The “That’s No Train” part of this post is a 75mm scale resin 3D printed Iron Man i bought online from Ali Express. This is almost certainly a knock off of someone else’s model, but I had been looking for an Iron Man of some sort, either figure, toy or model kit for a while, and haven’t been able to find one I liked.

Resin Iron Man being painted. Assembled, with a post added, in primer, with some attempts at pre-shading and with gold base.

This was a pretty basic item, no instructions, and only two low quality pictures on the website to figure out what it looked like. On top of that, no amount of cleaning seemed to make the resin behave well with any form of adhesive. Eventually, though some brute force and patience, it rounded into shape.
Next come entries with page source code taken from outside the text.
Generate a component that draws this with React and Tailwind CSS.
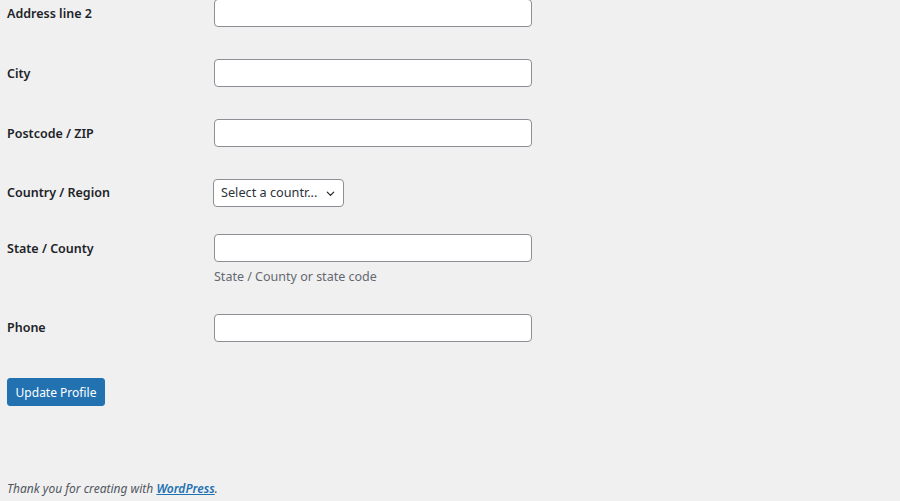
import React from 'react';

const font = { fontFamily: '"Noto Sans", "Open Sans", sans-serif' };

const Row = ({ label, children, rowClass = 'h-[60px]', labelClass = 'pt-[21px]' }) => (
  <div className={`flex ${rowClass}`}>
    <div className={`w-[207px] shrink-0 ${labelClass}`}>
      <label className="block text-[12.5px] leading-[18px] font-semibold text-[#1d2327]">{label}</label>
    </div>
    <div className="pt-[15px]">{children}</div>
  </div>
);

const TextInput = () => (
  <input
    type="text"
    className="block w-[318px] h-[28px] bg-white border border-[#8c8f94] rounded-[4px] px-2 text-[13px] outline-none"
  />
);

export default function App() {
  return (
    <div className="min-h-[501px] bg-[#f0f0f1] text-[#1d2327] pl-[7px] overflow-hidden" style={font}>
      <div className="-mt-[16px]">
        <Row label="Address line 2">
          <TextInput />
        </Row>
        <Row label="City">
          <TextInput />
        </Row>
        <Row label="Postcode / ZIP">
          <TextInput />
        </Row>
        <Row label="Country / Region" rowClass="h-[55px]" labelClass="pt-[20px]">
          <div className="-ml-px flex items-center w-[131px] h-[28px] bg-white border border-[#8c8f94] rounded-[4px] pl-[7px]">
            <span className="w-[104px] text-[12.7px] text-[#2c3338] whitespace-nowrap">Select a countr...</span>
            <svg width="11" height="11" viewBox="0 0 24 24" fill="none" stroke="#1d2327" strokeWidth="2.6" strokeLinecap="round" strokeLinejoin="round">
              <path d="M5 9l7 7 7-7" />
            </svg>
          </div>
        </Row>
        <Row label="State / County" rowClass="h-[80px]">
          <TextInput />
          <p className="mt-[6px] text-[12.5px] leading-[18px] text-[#646970]">State / County or state code</p>
        </Row>
        <Row label="Phone" labelClass="pt-[20px]">
          <TextInput />
        </Row>
      </div>
      <div className="pt-[19px]">
        <button className="h-[28px] w-[98px] pt-px bg-[#2271b1] border border-[#2271b1] rounded-[3px] text-white text-[12px] leading-none">
          Update Profile
        </button>
      </div>
      <div className="pt-[74px]">
        <p className="italic text-[12px] leading-[18px] text-[#50575e]">
          Thank you for creating with{' '}
          <a href="#" className="text-[#2271b1] font-semibold underline">WordPress</a>.
        </p>
      </div>
    </div>
  );
}
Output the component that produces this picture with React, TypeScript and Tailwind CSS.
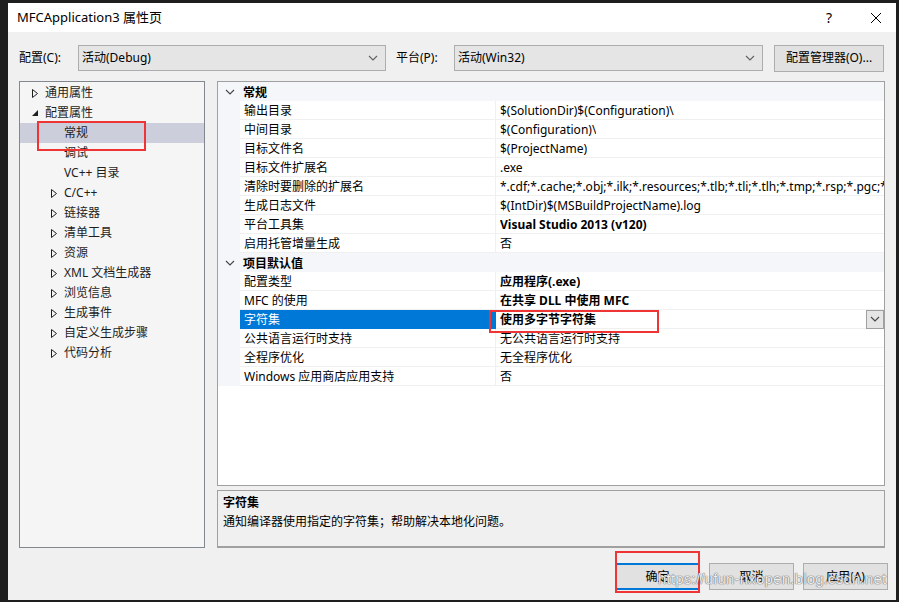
import React from "react";

const FONT = '"Noto Sans", "Noto Sans CJK SC", sans-serif';

type TreeItem = { label: string; level: number; arrow?: "open" | "closed"; selected?: boolean };

const treeItems: TreeItem[] = [
  { label: "通用属性", level: 0, arrow: "closed" },
  { label: "配置属性", level: 0, arrow: "open" },
  { label: "常规", level: 1, selected: true },
  { label: "调试", level: 1 },
  { label: "VC++ 目录", level: 1 },
  { label: "C/C++", level: 1, arrow: "closed" },
  { label: "链接器", level: 1, arrow: "closed" },
  { label: "清单工具", level: 1, arrow: "closed" },
  { label: "资源", level: 1, arrow: "closed" },
  { label: "XML 文档生成器", level: 1, arrow: "closed" },
  { label: "浏览信息", level: 1, arrow: "closed" },
  { label: "生成事件", level: 1, arrow: "closed" },
  { label: "自定义生成步骤", level: 1, arrow: "closed" },
  { label: "代码分析", level: 1, arrow: "closed" },
];

type Prop = { name: string; value: string; bold?: boolean; selected?: boolean };
type Group = { title: string; rows: Prop[] };

const groups: Group[] = [
  {
    title: "常规",
    rows: [
      { name: "输出目录", value: "$(SolutionDir)$(Configuration)\\" },
      { name: "中间目录", value: "$(Configuration)\\" },
      { name: "目标文件名", value: "$(ProjectName)" },
      { name: "目标文件扩展名", value: ".exe" },
      {
        name: "清除时要删除的扩展名",
        value: "*.cdf;*.cache;*.obj;*.ilk;*.resources;*.tlb;*.tli;*.tlh;*.tmp;*.rsp;*.pgc;*.pgd;*.meta;$(TargetPath)",
      },
      { name: "生成日志文件", value: "$(IntDir)$(MSBuildProjectName).log" },
      { name: "平台工具集", value: "Visual Studio 2013 (v120)", bold: true },
      { name: "启用托管增量生成", value: "否" },
    ],
  },
  {
    title: "项目默认值",
    rows: [
      { name: "配置类型", value: "应用程序(.exe)", bold: true },
      { name: "MFC 的使用", value: "在共享 DLL 中使用 MFC", bold: true },
      { name: "字符集", value: "使用多字节字符集", bold: true, selected: true },
      { name: "公共语言运行时支持", value: "无公共语言运行时支持" },
      { name: "全程序优化", value: "无全程序优化" },
      { name: "Windows 应用商店应用支持", value: "否" },
    ],
  },
];

const Chevron = ({ color = "#606060" }: { color?: string }) => (
  <svg width="10" height="6" viewBox="0 0 10 6">
    <polyline points="1,1 5,5 9,1" fill="none" stroke={color} strokeWidth="1.1" />
  </svg>
);

const TreeArrow = ({ kind }: { kind: "open" | "closed" }) =>
  kind === "closed" ? (
    <svg width="6" height="9" viewBox="0 0 6 9">
      <polygon points="0.5,0.5 5.5,4.5 0.5,8.5" fill="none" stroke="#1e1e1e" strokeWidth="1" />
    </svg>
  ) : (
    <svg width="6" height="6" viewBox="0 0 6 6">
      <polygon points="6,0 6,6 0,6" fill="#1e1e1e" />
    </svg>
  );

const Select = ({ text, width }: { text: string; width: string }) => (
  <div className={`${width} h-[26px] flex items-center justify-between border border-[#adadad] bg-[#e5e5e5] pl-[3px] pr-[7px]`}>
    <span className="text-[12px] text-[#000]">{text}</span>
    <Chevron />
  </div>
);

const Button = ({ label, primary }: { label: string; primary?: boolean }) => (
  <div
    className={`w-[85px] h-[27px] flex items-center justify-center text-[12px] text-black bg-[#e1e1e1] ${
      primary ? "border-2 border-[#0078d7]" : "border border-[#adadad]"
    }`}
  >
    {label}
  </div>
);

export default function App() {
  return (
    <div className="w-[899px] h-[602px] bg-[#1e1e1e] pt-[3px] pl-[8px] overflow-hidden" style={{ fontFamily: FONT }}>
      <div className="w-[888px] h-[597px] flex flex-col relative">
        {/* title bar */}
        <div className="h-[29px] bg-white flex items-center pl-[9px] pr-[14px]">
          <span className="text-[13px] text-black flex-1">MFCApplication3 属性页</span>
          <span className="text-[14px] text-black mr-[38px]">?</span>
          <svg width="12" height="12" viewBox="0 0 12 12">
            <path d="M1 1 L11 11 M11 1 L1 11" stroke="#000" strokeWidth="1" />
          </svg>
        </div>

        {/* body */}
        <div className="flex-1 bg-[#f0f0f0] pl-[11px] pr-[8px] pt-[13px] flex flex-col">
          <div className="h-[26px] flex items-center">
            <span className="w-[59px] text-[12px] text-black">配置(C):</span>
            <Select text="活动(Debug)" width="w-[308px]" />
            <span className="ml-[10px] w-[58px] text-[12px] text-black">平台(P):</span>
            <Select text="活动(Win32)" width="w-[309px]" />
            <div className="ml-[11px] w-[110px] h-[27px] flex items-center justify-center border border-[#adadad] bg-[#e1e1e1] text-[12px] text-black">
              配置管理器(O)...
            </div>
          </div>

          <div className="flex mt-[10px] h-[467px]">
            {/* tree */}
            <div className="w-[186px] h-full border border-[#828790] bg-[#f5f5f5] pt-[1px] relative">
              {treeItems.map((t) => (
                <div
                  key={t.label}
                  className={`h-[20px] flex items-center text-[12px] text-[#1e1e1e] ${t.selected ? "bg-[#cccedb]" : ""}`}
                >
                  <div className={`${t.level === 0 ? "w-[25px] pl-[12px]" : "w-[44px] pl-[31px]"} flex items-center`}>
                    {t.arrow && <TreeArrow kind={t.arrow} />}
                  </div>
                  <span>{t.label}</span>
                </div>
              ))}
              <div className="absolute left-[17px] top-[39px] w-[109px] h-[30px] border-2 border-[#ee3434]" />
            </div>

            {/* right */}
            <div className="ml-[12px] w-[668px] h-full flex flex-col">
              <div className="h-[405px] border border-[#a0a0a0] bg-white overflow-hidden relative">
                {groups.map((g) => (
                  <div key={g.title}>
                    <div className="h-[19px] flex items-center bg-[#f4f6f9] text-[12px] font-bold text-black">
                      <div className="w-[22px] flex justify-center pl-[1px]">
                        <Chevron color="#444" />
                      </div>
                      <span className="pl-[3px] pt-[2px]">{g.title}</span>
                    </div>
                    {g.rows.map((r) => (
                      <div key={r.name} className="h-[19px] flex text-[12px]">
                        <div className="w-[22px] bg-[#f4f6f9]" />
                        <div
                          className={`w-[256px] flex items-center pl-[4px] pt-[2px] border-b border-r ${
                            r.selected
                              ? "bg-[#0078d7] text-white border-[#0078d7]"
                              : "text-black border-[#f0f0f0]"
                          }`}
                        >
                          {r.name}
                        </div>
                        <div
                          className={`flex-1 min-w-0 flex items-center justify-between pl-[4px] border-b border-[#f0f0f0] text-black ${
                            r.bold ? "font-bold" : ""
                          }`}
                        >
                          <span className="pt-[2px] whitespace-nowrap overflow-hidden">{r.value}</span>
                          {r.selected && (
                            <div className="w-[18px] h-[19px] shrink-0 flex items-center justify-center border border-[#a0a0a0] bg-[#e5e5e5]">
                              <Chevron color="#444" />
                            </div>
                          )}
                        </div>
                      </div>
                    ))}
                  </div>
                ))}
                <div className="absolute left-[271px] top-[228px] w-[170px] h-[23px] border-2 border-[#ee3434]" />
              </div>

              <div className="mt-[4px] h-[58px] border border-[#a0a0a0] border-b-2 bg-[#f0f0f0] px-[5px] pt-[2px] text-[12px] text-black">
                <div className="font-bold leading-[19px]">字符集</div>
                <div className="leading-[19px]">通知编译器使用指定的字符集；帮助解决本地化问题。</div>
              </div>
            </div>
          </div>

          {/* buttons */}
          <div className="mt-[15px] flex justify-end gap-[9px] relative">
            <Button label="确定" primary />
            <Button label="取消" />
            <Button label="应用(A)" />
            <div className="absolute left-[596px] top-[-12px] w-[85px] h-[42px] border-2 border-[#ee3434]" />
            <div
              className="absolute left-[639px] top-[5px] whitespace-nowrap text-[15px] text-white/90 tracking-[0.2px] [text-shadow:0_0_1px_#555,0_0_1px_#555]"
              style={{ fontFamily: '"Liberation Sans", sans-serif' }}
            >
              https://ufun-nxopen.blog.csdn.net
            </div>
          </div>
        </div>
      </div>
    </div>
  );
}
I used Microscale MicroMask, even though I paint with Acrylics and it isn’t really compatible with them, it works, but I find it can be tricky to get off with clean lines, definitely some care was needed removing the masking after spraying the red on. After painting, I tried another new technique to me, well known to figure painters, a colour tone wash, in this case, red to match the body, this brought out the colour and collected in the nooks and crannies to give some depth to the figure.

Later Stages of painting, spraying red with the gold masked, pulling off the liquid mask, and adding blue highlights to the eyes, arc reactor and hand thrusters. Then evaluating the two base options and prepping one for painting.
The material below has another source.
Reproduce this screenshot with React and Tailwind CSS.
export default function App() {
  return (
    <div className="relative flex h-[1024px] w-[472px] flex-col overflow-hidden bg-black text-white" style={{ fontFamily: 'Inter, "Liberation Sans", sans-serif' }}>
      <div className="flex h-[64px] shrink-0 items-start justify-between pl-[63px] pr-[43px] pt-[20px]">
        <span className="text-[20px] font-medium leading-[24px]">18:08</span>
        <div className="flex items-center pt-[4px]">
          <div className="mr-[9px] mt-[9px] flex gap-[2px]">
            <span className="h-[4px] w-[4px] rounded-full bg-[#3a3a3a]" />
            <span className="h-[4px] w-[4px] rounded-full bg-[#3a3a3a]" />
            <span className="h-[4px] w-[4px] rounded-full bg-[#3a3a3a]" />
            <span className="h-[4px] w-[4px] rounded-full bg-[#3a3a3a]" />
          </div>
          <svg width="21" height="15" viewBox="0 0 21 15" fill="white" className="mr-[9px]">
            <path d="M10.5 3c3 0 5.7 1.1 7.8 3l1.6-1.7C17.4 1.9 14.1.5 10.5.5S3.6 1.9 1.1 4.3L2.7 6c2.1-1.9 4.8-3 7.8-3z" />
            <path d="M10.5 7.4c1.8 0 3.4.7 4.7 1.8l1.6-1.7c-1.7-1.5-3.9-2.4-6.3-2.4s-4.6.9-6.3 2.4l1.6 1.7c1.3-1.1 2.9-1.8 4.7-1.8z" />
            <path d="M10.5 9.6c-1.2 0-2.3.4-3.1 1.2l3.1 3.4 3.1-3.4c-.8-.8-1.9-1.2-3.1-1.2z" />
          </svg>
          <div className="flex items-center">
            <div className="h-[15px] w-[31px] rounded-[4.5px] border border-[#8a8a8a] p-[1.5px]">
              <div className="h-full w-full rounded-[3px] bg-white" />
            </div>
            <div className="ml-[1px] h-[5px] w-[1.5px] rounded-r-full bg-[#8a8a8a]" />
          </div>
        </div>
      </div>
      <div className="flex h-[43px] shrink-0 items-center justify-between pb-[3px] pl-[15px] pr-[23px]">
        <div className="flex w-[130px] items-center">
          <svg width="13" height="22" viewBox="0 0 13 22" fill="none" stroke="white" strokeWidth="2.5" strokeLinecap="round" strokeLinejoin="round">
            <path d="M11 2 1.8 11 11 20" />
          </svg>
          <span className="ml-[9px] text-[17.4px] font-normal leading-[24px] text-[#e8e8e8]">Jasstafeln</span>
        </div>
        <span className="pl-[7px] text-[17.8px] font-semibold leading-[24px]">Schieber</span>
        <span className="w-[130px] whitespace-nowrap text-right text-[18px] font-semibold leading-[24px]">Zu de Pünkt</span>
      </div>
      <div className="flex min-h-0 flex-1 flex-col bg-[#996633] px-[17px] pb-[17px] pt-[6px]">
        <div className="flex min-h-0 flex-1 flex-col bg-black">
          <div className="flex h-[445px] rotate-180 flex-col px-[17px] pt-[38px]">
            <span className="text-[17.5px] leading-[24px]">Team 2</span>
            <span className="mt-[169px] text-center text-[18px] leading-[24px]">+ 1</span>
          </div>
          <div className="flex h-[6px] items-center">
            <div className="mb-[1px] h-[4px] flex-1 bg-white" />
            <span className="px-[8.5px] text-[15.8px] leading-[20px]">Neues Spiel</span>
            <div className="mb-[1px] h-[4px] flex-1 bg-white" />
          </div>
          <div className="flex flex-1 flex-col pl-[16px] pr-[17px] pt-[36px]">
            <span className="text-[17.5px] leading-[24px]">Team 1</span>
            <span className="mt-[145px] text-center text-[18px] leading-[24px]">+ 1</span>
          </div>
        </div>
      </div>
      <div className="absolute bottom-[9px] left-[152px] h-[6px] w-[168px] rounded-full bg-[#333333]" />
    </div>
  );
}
The final part of the project was a suitable base. I settled on a 55mm circular base of the two I bought. It was duly painted with three different shades, two straight from the bottle steels, and leftovers of the custom mix I made for the Bandai K-2SO Model I built previously that I still had leftover of. A single hole drilled in the base to fit the post I installed on Iron Man’s foot to hold for painting made for a nice solid connection between the figure and the base.

Beauty Shots of the finished Autorack with Iron Man graffiti and the resin Iron Man figure.

So with that, both a train and a non-train project are done and off the workbench!